There is a woods behind my house. Just for fun I decided to decorate one of the balsam firs with strings of solar-powered Christmas lights. "For the critters."
It was quite pleasant in the dark nights of midwinter to look out the window and see a solitary tree deep in the woods all aglow with lights.
Then one of the strings went dark. Later a second one as well. I decided the snowpack had covered the solar collectors, but there was no way I was going to slog through the snow to correct a problem that would just recur. So I waited for the snowmelt.

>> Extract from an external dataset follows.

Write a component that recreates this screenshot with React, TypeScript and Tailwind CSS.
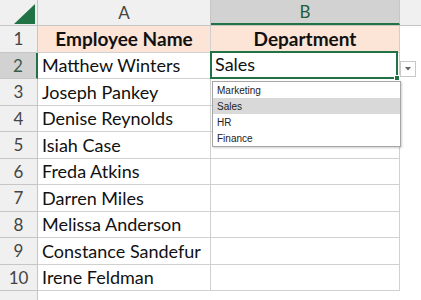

Imagine my surprise when I got out there in March to see a strand of lights severed (top photo). Quite a clean cut, really, so that for a moment I wondered if some Grinchy human had taken a dislike to the display. But then I found another strand, where the wires were twisted, and the cut was not as clean as a wire-cutter or scissors would accomplish:
So my suspicions pivoted to the local rodents. We have lots of chipmunks and grey squirrels, the latter the more active species in wintertime.
But it wasn't until I got started with my proper garden cleanup in April that I found beneath the leaf litter under the tree a bunch of bulbs that had been individually severed from the strings:
I'm a little puzzled. I understand that urban rats are infamous for chewing through electrical cords and ducts in apartment and office buildings, and that this activity is attributed to their need to gnaw something with their ever-growing teeth. I'm not sure if the same principle would apply here, or is it possible that the chewing is being done to extract some mineral/salt etc from the plastic-coated wiring?? The bulb bases don't appear to be gnawed, so that would suggest that the metal wire was the goal rather than the plastic.
I wonder whether any reader has had similar experience with Christmas lights or security lights. All comments welcome.